The input.
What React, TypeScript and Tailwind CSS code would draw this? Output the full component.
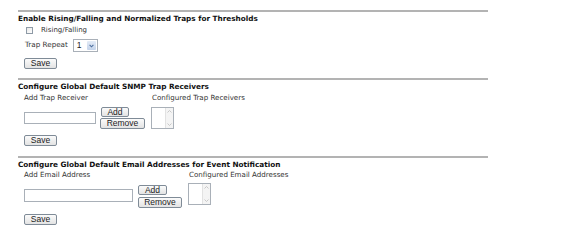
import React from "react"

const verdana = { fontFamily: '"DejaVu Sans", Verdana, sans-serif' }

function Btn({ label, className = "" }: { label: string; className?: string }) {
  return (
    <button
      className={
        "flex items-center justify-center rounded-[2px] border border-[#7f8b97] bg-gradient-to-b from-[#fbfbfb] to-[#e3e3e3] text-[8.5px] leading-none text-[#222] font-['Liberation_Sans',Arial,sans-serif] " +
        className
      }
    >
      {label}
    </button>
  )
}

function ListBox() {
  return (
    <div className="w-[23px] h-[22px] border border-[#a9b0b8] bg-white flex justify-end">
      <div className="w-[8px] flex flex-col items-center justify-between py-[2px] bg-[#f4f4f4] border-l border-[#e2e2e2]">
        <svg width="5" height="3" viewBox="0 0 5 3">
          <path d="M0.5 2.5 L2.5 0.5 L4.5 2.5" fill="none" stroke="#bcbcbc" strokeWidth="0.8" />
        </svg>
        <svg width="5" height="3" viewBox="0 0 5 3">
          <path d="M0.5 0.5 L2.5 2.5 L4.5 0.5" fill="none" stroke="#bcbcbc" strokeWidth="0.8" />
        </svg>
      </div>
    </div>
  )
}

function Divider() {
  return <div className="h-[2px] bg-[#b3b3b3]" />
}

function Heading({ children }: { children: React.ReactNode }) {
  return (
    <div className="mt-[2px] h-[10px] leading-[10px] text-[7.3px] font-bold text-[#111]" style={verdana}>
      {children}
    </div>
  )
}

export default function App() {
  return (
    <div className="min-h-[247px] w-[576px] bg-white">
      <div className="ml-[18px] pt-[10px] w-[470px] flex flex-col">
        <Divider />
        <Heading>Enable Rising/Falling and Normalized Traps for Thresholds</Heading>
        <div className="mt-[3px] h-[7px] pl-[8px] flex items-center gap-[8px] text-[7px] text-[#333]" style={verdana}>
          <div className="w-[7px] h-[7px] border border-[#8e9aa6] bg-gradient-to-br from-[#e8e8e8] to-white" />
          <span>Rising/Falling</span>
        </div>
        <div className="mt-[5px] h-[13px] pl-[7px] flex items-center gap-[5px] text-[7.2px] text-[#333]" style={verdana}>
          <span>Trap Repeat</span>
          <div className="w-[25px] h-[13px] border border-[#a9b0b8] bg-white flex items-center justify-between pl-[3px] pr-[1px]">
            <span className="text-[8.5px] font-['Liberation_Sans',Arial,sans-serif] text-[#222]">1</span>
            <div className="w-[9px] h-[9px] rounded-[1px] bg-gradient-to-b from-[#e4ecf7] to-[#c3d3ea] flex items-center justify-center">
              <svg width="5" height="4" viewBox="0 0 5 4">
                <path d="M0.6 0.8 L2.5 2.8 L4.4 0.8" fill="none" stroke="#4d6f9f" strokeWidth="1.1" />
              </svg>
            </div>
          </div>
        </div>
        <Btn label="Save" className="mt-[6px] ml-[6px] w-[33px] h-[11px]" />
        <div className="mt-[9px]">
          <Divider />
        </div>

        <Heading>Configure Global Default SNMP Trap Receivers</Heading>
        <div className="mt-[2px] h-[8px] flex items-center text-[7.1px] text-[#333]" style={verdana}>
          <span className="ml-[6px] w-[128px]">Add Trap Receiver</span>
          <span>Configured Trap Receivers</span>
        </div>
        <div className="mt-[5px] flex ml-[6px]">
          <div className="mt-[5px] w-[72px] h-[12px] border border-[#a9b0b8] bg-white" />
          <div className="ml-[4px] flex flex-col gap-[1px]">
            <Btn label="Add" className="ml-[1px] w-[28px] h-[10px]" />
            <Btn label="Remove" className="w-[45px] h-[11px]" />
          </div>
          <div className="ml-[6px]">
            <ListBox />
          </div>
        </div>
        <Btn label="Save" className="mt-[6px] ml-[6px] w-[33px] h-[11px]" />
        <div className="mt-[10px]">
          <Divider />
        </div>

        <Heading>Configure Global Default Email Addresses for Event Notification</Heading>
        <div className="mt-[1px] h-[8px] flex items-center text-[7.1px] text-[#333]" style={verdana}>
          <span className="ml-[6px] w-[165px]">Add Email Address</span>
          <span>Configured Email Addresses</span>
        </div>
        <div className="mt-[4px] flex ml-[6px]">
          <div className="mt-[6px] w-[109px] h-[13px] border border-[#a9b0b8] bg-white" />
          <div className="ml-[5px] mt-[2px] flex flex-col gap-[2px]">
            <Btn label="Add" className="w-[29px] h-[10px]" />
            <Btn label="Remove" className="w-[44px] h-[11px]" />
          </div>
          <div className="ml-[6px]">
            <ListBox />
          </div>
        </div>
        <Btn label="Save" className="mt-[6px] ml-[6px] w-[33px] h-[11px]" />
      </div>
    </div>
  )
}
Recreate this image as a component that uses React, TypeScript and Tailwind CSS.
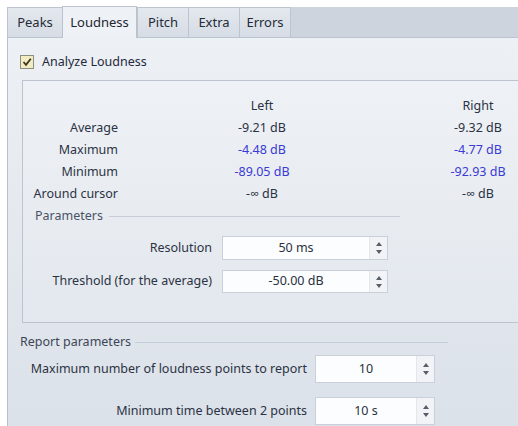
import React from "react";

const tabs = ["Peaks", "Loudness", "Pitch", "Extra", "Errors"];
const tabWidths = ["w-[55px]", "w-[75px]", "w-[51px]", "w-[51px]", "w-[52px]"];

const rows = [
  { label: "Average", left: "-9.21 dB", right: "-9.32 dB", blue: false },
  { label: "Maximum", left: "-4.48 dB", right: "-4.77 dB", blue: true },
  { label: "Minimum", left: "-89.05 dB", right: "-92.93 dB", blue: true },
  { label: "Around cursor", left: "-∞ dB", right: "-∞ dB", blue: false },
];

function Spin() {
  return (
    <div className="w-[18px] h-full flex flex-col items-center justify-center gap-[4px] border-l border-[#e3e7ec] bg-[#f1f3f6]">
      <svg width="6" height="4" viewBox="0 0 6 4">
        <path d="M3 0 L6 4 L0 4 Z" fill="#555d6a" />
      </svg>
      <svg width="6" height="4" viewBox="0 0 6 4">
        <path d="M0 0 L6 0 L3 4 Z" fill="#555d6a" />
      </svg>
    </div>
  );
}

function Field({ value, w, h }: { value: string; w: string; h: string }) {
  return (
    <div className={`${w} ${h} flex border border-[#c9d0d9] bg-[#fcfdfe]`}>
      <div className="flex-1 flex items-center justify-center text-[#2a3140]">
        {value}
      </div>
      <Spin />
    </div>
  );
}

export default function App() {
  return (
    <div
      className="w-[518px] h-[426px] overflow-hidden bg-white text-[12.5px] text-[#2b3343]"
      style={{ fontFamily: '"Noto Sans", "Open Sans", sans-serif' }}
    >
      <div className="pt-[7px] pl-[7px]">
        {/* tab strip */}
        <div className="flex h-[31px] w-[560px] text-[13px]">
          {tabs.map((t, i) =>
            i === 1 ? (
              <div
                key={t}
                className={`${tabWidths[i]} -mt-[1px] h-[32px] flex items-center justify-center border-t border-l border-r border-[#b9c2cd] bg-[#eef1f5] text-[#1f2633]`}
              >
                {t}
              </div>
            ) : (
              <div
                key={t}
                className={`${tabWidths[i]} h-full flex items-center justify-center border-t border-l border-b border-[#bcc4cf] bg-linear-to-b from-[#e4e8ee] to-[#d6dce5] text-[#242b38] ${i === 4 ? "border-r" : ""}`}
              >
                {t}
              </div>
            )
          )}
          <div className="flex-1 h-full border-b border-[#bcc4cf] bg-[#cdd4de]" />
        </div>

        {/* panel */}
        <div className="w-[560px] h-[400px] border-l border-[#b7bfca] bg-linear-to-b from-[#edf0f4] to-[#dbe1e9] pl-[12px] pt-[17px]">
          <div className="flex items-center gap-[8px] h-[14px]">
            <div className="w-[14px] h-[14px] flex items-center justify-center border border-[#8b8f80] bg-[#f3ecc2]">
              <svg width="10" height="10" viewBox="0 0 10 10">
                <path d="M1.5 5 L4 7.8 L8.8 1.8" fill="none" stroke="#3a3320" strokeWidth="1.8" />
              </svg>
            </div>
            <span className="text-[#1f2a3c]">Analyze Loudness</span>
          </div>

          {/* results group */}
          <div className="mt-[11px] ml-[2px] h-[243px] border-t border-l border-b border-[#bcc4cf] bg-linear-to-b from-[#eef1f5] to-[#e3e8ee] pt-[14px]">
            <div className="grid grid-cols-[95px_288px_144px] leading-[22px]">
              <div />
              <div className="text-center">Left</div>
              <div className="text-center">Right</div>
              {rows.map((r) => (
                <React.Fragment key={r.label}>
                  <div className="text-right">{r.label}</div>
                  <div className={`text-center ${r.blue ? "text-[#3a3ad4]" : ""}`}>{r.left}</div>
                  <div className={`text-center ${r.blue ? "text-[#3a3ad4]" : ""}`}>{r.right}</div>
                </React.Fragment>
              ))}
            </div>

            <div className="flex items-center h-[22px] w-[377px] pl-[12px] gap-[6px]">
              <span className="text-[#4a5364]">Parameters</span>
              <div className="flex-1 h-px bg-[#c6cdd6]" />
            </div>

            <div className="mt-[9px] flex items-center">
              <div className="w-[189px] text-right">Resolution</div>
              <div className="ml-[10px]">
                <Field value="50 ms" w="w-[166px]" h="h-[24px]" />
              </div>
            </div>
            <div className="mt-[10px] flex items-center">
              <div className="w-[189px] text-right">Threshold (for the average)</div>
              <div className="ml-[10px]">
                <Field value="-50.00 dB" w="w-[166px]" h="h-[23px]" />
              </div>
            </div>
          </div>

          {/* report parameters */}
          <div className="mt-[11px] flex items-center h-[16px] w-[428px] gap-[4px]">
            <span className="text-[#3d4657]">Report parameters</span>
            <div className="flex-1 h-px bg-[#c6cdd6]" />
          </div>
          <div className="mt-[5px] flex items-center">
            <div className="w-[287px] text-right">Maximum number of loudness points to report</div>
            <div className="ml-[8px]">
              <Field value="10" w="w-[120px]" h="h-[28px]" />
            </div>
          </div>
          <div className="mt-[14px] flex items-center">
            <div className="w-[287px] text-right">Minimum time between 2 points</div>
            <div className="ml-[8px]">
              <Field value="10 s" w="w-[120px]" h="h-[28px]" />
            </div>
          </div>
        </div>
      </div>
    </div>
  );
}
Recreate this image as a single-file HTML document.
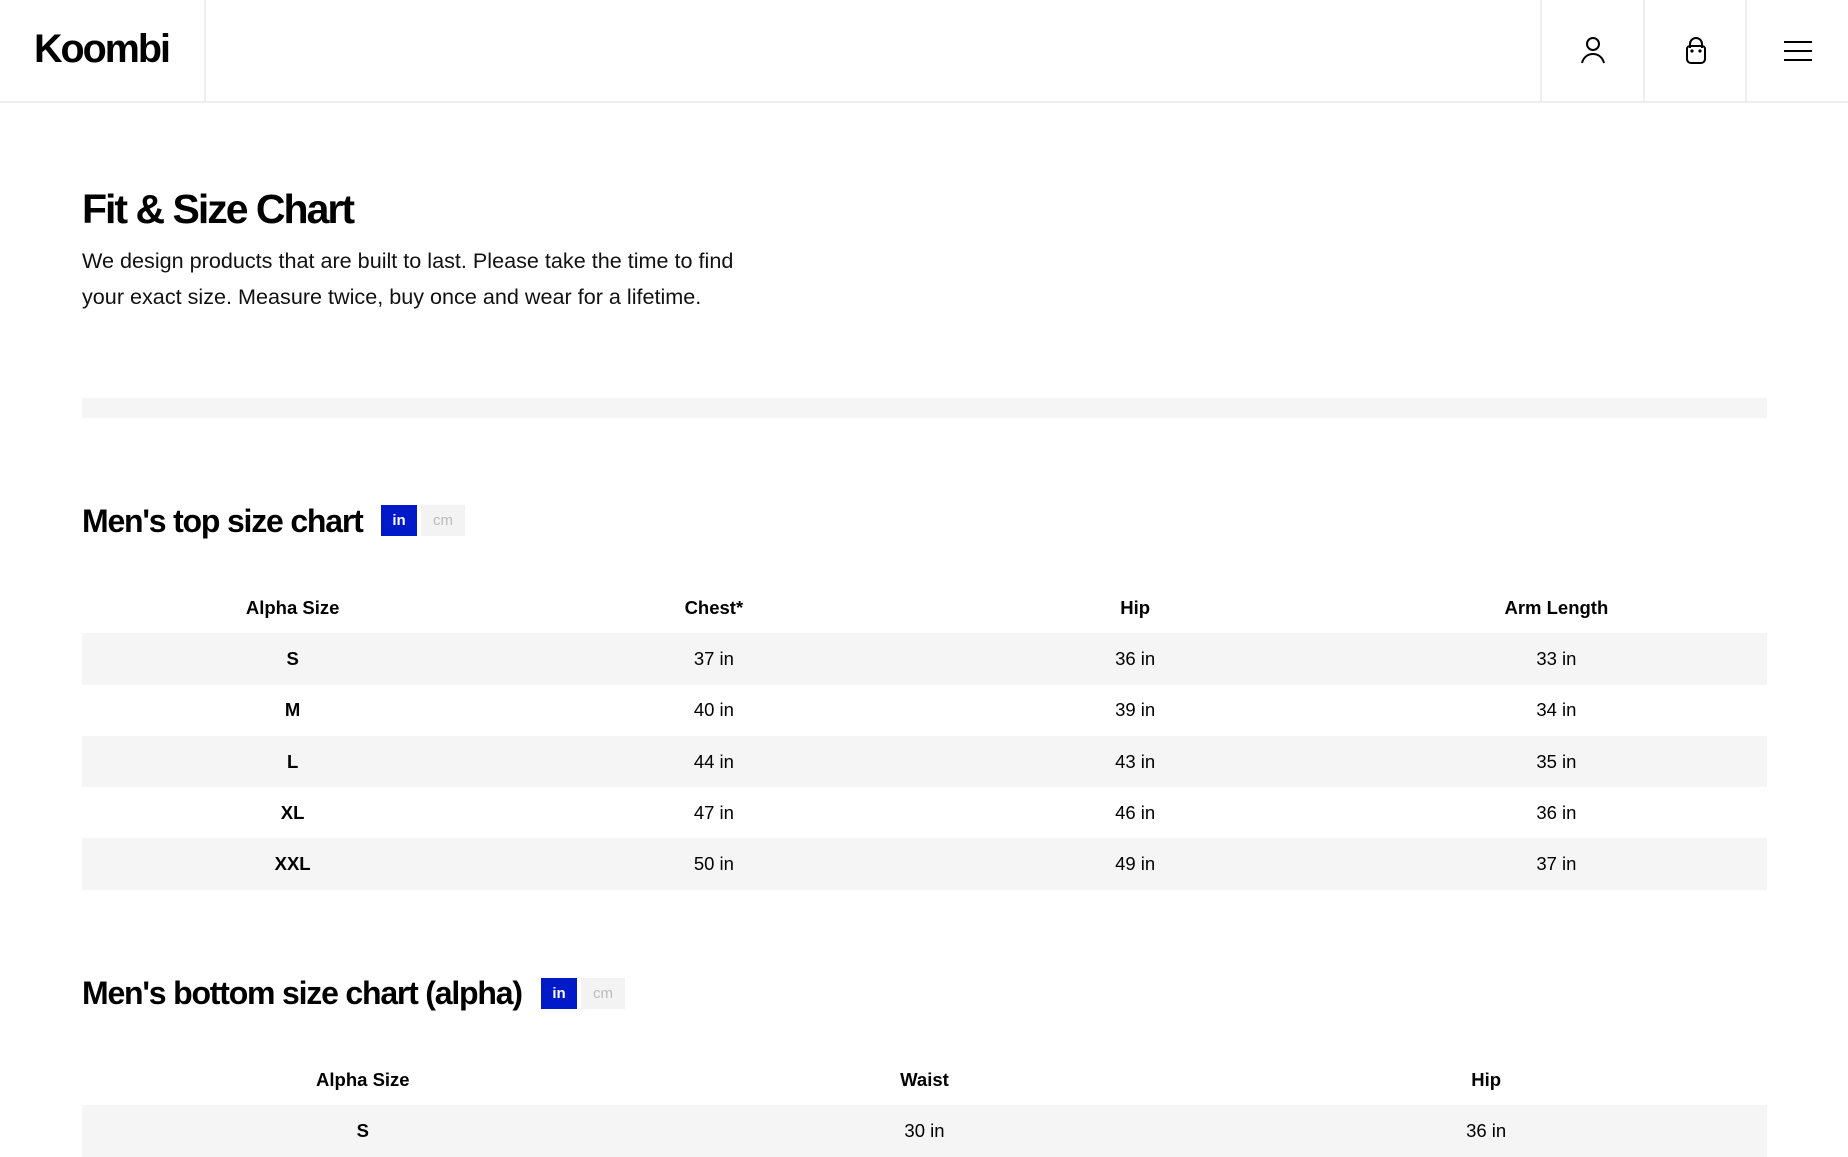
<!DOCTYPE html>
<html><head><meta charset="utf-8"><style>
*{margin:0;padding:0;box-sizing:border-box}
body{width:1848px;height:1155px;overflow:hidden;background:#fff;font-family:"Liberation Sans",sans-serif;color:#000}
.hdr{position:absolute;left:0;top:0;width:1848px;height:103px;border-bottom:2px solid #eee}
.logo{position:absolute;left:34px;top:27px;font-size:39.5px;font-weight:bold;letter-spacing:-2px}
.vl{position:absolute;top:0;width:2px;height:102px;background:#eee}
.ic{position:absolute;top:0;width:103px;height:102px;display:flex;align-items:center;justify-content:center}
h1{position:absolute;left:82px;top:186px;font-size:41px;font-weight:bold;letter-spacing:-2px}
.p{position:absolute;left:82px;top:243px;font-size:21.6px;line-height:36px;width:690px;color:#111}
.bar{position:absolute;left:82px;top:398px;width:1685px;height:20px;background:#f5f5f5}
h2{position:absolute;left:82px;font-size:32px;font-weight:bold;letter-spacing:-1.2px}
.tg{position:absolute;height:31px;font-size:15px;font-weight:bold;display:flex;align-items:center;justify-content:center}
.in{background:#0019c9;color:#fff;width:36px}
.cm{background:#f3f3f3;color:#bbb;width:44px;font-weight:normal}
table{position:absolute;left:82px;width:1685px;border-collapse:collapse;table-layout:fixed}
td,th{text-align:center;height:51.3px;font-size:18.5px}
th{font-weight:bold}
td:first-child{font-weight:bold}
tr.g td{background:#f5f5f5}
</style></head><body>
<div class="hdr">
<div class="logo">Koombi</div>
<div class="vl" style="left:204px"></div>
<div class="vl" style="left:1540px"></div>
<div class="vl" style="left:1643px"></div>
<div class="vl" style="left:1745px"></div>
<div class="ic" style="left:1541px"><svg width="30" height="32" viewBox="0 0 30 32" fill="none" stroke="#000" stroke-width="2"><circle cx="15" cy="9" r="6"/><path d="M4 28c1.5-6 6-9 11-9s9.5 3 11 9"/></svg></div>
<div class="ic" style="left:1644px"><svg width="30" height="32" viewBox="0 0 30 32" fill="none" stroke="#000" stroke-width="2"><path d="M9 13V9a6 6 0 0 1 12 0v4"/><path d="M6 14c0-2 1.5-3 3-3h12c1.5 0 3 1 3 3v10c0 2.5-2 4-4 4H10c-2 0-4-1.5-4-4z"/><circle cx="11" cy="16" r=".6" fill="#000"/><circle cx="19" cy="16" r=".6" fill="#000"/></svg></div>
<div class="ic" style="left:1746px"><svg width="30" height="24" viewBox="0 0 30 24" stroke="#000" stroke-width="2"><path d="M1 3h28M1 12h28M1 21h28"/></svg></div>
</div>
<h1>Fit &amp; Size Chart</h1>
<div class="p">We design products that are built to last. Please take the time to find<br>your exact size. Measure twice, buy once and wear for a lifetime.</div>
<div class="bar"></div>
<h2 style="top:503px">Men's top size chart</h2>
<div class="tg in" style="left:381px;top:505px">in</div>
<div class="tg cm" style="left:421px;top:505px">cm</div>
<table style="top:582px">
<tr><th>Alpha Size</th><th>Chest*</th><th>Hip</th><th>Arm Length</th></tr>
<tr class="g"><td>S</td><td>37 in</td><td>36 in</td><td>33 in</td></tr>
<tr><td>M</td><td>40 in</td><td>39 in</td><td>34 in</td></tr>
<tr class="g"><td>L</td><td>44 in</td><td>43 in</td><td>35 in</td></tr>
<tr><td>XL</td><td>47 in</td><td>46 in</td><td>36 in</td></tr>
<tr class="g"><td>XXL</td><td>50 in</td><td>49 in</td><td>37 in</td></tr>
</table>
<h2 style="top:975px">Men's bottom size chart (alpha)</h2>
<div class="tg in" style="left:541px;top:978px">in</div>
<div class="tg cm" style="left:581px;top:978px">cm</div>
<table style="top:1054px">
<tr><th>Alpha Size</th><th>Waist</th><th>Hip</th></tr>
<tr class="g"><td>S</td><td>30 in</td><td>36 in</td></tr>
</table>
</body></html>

Set task.
State the number of lines in these entries that include the string "this". Provide nothing beyond that number.

Task result.
3